E o momento não podia ser mais propício, pois o homem vinha em nossa direção a passos lentos.

Mandy apressou-se a ir até ele e eu voltei para dentro da cozinha para tentar diminuir o estrago que ela causara. As chances de perder o emprego por causa desse acidente se alarmaram em minha cabeça e resmungando, retirei a blusa branca e mergulhei dentro da pia. Esfreguei-a varias vezes e quando me dei por satisfeita, tirei o excesso da água. Vestindo-a molhada, fiz uma careta por ela colar-se ao meu corpo como uma segunda pele.

- É isso ou nada. - digo, determinada a não me irritar.

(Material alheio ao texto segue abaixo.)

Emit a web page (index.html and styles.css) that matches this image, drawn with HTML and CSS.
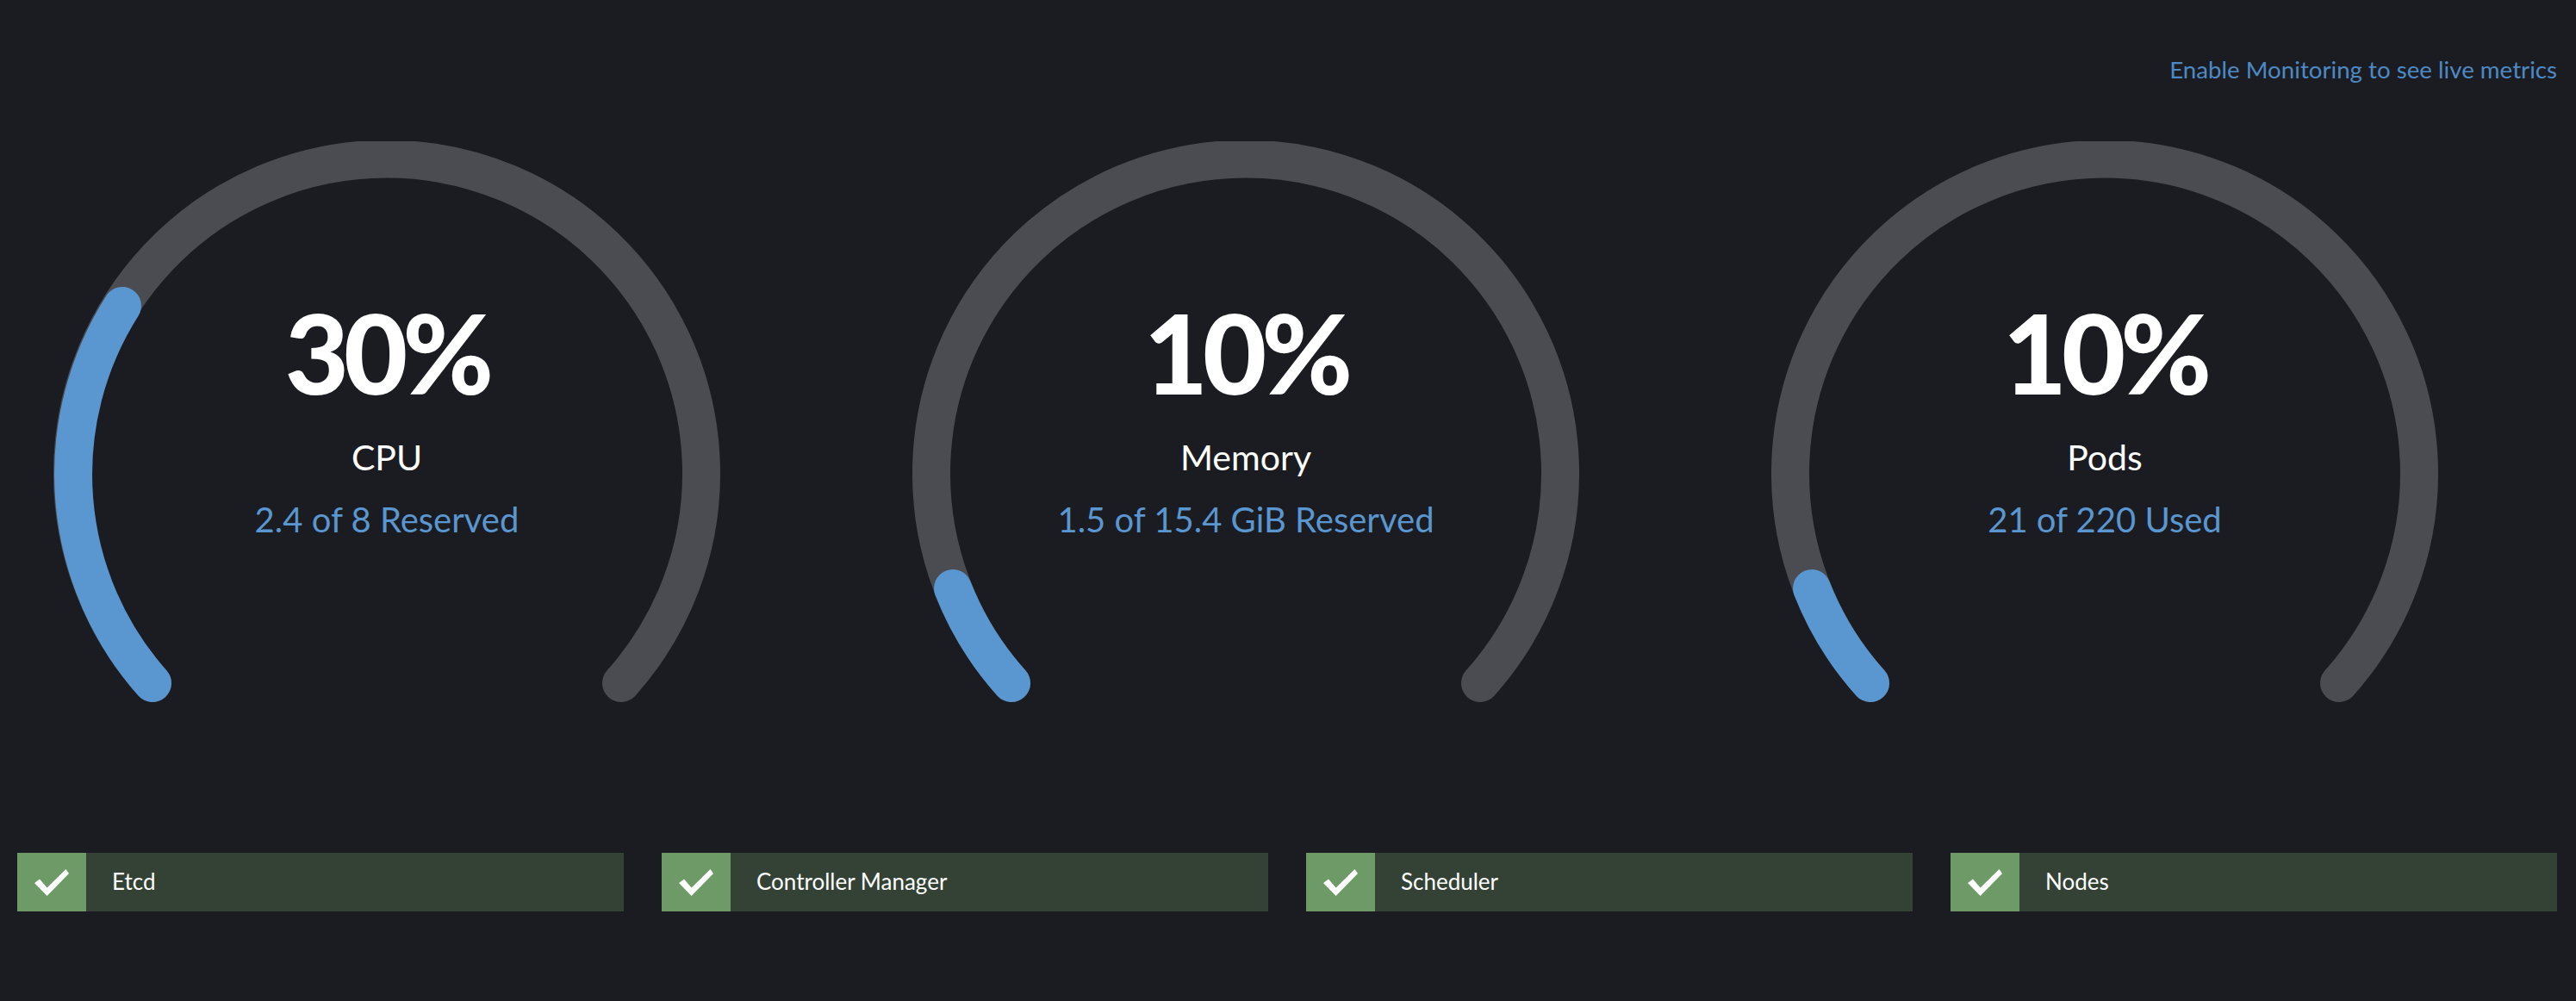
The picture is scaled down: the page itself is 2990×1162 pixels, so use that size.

Odeio ser o centro das atenções e quando sai da cozinha, senti o peso dos olhares que caiam sobre mim enquanto eu percorria a lanchonete à procura do meu blazer. De relance, observei Mandy jogar seu charme para o estranho, mas falhando miseravelmente. Ignorei-os e continuei minha busca. Tinha certeza que o havia deixado em algum lugar por aqui. Estava tão focada que não percebi alguém atrás de mim.